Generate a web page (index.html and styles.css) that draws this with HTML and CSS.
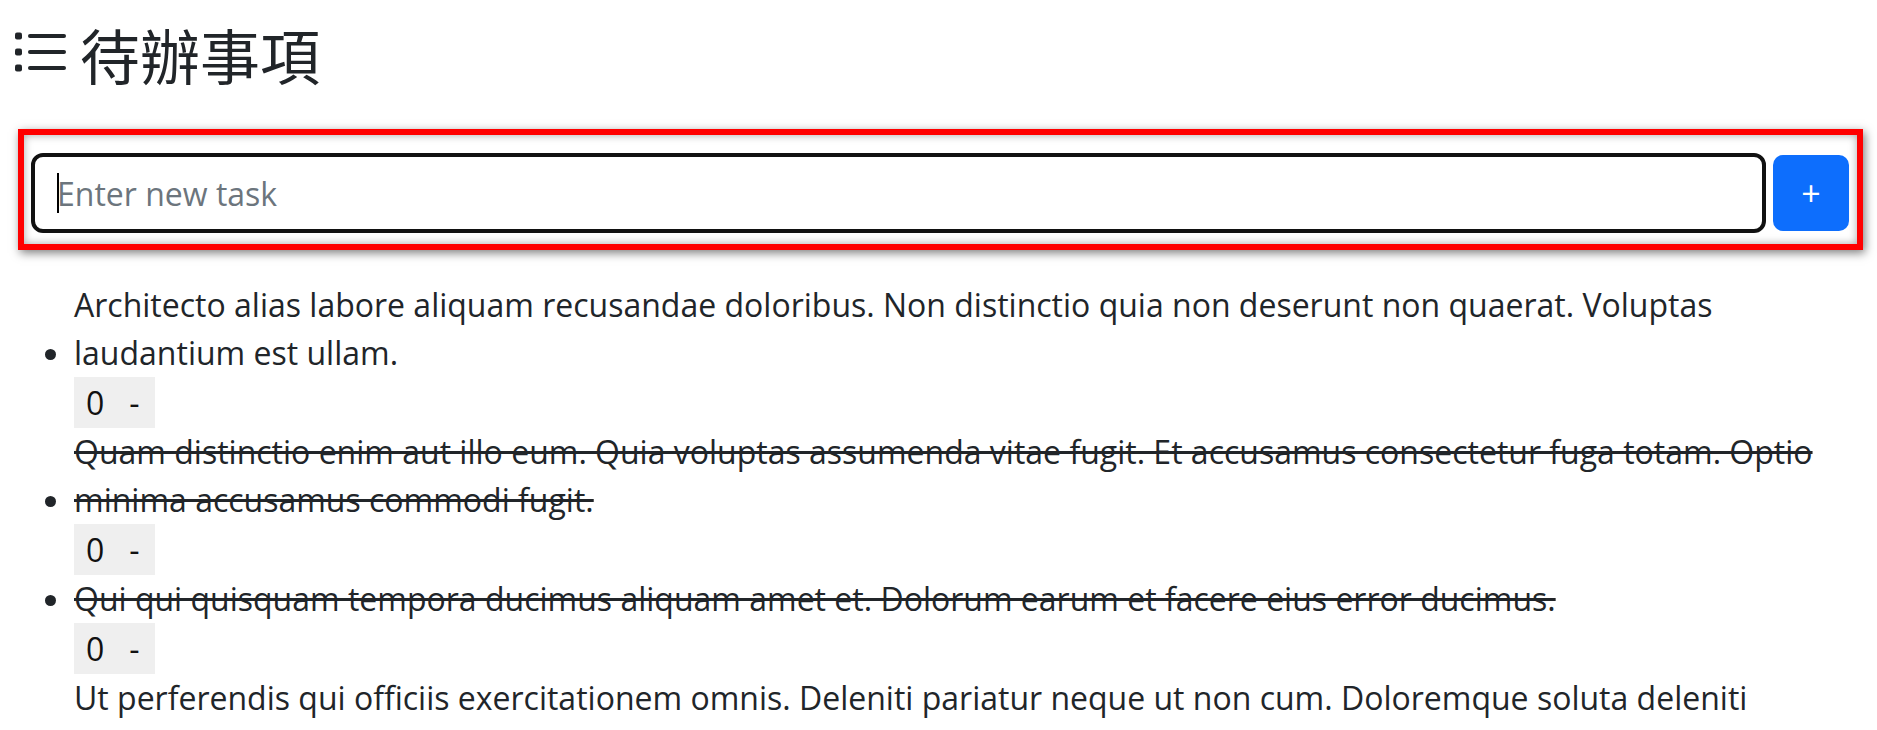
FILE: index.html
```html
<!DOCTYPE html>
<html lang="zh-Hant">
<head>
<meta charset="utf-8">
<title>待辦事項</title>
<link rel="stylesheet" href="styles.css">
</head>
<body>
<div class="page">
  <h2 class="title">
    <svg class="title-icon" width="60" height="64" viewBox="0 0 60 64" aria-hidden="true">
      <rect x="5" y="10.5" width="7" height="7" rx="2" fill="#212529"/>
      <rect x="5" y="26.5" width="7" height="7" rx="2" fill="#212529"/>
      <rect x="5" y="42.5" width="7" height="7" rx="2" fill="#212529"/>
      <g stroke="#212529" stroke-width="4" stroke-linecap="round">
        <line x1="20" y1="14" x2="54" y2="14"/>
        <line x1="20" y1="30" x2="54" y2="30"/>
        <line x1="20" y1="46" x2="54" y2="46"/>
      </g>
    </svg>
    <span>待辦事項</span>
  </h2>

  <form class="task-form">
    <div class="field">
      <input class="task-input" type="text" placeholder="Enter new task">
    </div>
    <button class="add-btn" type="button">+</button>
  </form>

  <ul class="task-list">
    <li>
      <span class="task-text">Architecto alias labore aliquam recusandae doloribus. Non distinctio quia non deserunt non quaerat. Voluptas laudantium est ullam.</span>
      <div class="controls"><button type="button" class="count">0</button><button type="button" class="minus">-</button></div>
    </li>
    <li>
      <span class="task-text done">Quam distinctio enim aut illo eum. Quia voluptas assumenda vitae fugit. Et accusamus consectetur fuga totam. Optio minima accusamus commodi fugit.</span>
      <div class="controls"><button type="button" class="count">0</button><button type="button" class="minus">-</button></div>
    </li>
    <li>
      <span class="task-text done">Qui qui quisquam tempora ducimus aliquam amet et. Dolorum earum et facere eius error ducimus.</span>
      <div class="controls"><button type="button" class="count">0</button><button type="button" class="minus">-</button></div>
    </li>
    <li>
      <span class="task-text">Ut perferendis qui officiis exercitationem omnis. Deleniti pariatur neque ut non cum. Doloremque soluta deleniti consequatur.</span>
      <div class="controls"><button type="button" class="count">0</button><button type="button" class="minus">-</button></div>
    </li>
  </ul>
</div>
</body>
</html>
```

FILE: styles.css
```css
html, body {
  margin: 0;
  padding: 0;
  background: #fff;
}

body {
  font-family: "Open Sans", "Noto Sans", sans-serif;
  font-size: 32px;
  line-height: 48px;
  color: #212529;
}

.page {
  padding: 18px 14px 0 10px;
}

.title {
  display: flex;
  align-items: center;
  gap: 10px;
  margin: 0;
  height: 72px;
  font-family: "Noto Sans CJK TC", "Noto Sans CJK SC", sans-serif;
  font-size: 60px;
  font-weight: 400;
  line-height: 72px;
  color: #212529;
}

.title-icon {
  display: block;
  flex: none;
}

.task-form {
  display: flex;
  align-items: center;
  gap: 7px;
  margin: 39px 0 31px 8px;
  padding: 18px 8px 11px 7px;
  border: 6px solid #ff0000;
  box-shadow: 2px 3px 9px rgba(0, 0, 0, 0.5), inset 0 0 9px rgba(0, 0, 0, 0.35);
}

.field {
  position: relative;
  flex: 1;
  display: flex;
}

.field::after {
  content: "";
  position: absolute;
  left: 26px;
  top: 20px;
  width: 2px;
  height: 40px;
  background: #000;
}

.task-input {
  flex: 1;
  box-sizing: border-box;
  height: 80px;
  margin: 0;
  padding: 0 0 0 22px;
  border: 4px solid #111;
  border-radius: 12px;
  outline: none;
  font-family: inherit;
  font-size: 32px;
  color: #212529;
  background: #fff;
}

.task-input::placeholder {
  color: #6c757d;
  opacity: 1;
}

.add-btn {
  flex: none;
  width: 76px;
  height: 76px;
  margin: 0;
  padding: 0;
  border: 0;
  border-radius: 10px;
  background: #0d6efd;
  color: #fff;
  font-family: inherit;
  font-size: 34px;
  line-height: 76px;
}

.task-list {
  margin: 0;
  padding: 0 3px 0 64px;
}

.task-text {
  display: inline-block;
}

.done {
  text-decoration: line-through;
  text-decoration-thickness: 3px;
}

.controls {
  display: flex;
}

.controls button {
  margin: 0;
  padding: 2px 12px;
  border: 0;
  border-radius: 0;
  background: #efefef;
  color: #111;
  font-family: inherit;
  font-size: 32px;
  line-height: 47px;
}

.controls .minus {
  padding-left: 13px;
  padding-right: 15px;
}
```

********

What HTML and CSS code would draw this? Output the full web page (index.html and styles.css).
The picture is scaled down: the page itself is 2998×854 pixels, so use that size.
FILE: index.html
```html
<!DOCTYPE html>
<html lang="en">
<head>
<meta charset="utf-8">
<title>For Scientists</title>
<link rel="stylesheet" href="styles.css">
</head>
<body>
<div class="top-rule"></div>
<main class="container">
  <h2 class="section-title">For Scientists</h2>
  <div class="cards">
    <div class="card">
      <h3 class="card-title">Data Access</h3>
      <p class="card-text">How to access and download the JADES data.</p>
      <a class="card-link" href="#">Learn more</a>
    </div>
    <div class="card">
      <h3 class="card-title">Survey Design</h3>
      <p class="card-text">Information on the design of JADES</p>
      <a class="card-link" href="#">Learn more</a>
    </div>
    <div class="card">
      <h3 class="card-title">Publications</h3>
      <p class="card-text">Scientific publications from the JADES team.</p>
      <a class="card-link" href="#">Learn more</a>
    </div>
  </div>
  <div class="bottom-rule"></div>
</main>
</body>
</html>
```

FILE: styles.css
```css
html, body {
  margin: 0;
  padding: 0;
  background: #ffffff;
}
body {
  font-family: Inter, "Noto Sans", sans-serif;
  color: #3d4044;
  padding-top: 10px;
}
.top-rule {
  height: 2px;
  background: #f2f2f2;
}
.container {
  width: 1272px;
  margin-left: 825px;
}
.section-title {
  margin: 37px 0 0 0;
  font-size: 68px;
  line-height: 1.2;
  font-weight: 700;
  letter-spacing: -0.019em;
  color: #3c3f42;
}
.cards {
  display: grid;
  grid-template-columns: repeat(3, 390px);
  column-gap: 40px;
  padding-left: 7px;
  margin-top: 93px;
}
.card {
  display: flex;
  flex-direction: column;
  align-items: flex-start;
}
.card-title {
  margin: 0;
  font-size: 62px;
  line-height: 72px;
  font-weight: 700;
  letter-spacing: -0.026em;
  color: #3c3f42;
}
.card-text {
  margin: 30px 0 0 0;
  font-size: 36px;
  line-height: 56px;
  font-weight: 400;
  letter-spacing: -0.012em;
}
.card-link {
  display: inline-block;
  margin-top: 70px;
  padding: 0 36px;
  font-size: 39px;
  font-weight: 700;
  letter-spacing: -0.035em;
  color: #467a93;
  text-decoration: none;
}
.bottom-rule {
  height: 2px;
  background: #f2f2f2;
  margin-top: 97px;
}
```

********

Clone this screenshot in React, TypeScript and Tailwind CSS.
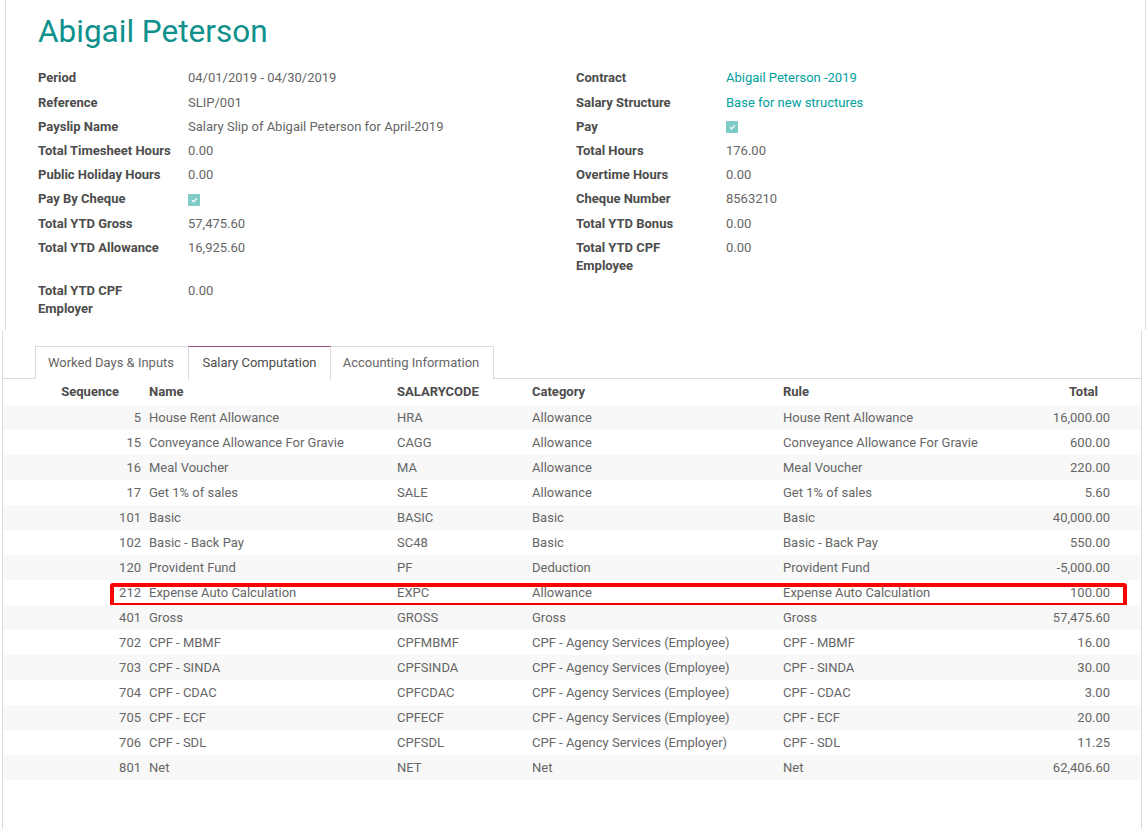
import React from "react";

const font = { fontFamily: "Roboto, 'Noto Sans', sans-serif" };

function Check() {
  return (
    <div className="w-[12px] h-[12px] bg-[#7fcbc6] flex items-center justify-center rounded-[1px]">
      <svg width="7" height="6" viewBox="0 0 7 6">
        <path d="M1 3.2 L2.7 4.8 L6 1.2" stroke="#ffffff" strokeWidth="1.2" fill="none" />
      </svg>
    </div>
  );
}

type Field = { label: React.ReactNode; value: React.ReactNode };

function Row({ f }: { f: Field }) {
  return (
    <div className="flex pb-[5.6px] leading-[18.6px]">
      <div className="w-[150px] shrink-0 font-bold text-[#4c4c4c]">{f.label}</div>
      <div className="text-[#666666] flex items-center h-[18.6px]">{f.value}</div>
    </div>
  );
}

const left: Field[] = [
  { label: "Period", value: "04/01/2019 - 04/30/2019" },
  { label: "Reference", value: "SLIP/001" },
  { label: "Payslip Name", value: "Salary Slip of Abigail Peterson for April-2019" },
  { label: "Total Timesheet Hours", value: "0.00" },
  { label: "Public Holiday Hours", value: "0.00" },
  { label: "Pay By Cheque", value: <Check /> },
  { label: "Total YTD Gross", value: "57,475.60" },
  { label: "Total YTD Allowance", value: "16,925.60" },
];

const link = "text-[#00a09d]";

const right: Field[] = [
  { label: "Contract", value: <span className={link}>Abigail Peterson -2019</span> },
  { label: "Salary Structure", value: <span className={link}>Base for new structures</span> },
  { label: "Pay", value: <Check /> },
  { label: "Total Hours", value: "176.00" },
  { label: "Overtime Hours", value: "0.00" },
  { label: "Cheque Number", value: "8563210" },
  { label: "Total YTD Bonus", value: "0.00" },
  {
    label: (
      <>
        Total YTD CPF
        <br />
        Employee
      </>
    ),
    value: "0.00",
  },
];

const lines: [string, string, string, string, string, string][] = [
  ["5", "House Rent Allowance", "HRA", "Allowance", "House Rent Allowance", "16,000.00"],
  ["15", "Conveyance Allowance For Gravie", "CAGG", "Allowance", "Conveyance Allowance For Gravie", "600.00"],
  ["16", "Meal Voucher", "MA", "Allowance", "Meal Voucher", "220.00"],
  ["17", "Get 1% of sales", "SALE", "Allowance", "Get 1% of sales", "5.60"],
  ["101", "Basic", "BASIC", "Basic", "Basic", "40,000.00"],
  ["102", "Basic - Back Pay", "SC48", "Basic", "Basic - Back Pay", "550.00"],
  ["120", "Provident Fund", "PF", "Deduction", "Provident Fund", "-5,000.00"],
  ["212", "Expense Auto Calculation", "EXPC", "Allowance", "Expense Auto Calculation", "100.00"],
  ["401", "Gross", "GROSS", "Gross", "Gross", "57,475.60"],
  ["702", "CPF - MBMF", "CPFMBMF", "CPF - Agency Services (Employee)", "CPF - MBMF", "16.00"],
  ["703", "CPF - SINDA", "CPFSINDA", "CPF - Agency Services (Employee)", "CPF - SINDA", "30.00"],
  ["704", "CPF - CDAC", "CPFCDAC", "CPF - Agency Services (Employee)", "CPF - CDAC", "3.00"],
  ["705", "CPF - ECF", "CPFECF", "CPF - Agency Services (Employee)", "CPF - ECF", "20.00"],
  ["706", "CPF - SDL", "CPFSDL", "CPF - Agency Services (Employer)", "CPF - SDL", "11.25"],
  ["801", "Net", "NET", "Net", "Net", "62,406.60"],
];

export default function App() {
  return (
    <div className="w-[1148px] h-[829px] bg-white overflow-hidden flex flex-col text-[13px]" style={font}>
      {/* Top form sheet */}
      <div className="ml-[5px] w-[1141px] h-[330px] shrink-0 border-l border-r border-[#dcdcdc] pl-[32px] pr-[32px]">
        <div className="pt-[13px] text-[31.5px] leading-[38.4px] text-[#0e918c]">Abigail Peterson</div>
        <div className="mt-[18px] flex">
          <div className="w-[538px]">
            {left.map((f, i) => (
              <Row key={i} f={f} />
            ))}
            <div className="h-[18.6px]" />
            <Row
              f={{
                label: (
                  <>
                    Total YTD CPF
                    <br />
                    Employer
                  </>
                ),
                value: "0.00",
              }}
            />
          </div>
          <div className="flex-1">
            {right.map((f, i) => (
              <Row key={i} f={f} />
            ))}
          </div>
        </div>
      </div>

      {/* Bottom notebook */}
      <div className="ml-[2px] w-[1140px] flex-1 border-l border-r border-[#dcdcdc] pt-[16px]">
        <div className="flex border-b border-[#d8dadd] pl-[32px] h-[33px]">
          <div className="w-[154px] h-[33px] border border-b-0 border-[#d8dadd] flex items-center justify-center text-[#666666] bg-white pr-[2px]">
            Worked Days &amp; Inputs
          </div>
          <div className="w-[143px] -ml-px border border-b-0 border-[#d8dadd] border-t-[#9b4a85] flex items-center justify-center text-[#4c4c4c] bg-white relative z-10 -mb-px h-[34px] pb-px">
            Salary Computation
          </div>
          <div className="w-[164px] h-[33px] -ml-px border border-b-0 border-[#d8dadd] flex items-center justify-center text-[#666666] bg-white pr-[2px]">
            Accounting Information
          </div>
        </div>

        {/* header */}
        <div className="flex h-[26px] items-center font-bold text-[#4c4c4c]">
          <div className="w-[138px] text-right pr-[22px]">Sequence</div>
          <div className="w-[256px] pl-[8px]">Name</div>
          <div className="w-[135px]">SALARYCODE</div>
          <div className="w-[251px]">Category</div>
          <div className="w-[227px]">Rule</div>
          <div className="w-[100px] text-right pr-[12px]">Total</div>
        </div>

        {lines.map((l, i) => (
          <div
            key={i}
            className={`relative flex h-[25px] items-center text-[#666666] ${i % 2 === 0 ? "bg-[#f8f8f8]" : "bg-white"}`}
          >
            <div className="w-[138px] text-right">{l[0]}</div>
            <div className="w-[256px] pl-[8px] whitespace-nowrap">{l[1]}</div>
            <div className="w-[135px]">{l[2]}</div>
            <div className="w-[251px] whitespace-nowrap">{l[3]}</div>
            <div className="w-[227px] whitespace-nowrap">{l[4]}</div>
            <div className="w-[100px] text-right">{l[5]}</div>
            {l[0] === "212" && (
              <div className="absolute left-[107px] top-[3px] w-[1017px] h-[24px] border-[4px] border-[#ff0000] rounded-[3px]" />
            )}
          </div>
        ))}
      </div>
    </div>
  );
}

********

__Exercise description__
For the material above, give again only the lines starting at the line that contains "Clone this screenshot" and ending at the line that contains "React.ReactNode; value: React.ReactNode". Pictures do not belong in the copy.

__Written solution__
Clone this screenshot in React, TypeScript and Tailwind CSS.
import React from "react";

const font = { fontFamily: "Roboto, 'Noto Sans', sans-serif" };

function Check() {
  return (
    <div className="w-[12px] h-[12px] bg-[#7fcbc6] flex items-center justify-center rounded-[1px]">
      <svg width="7" height="6" viewBox="0 0 7 6">
        <path d="M1 3.2 L2.7 4.8 L6 1.2" stroke="#ffffff" strokeWidth="1.2" fill="none" />
      </svg>
    </div>
  );
}

type Field = { label: React.ReactNode; value: React.ReactNode };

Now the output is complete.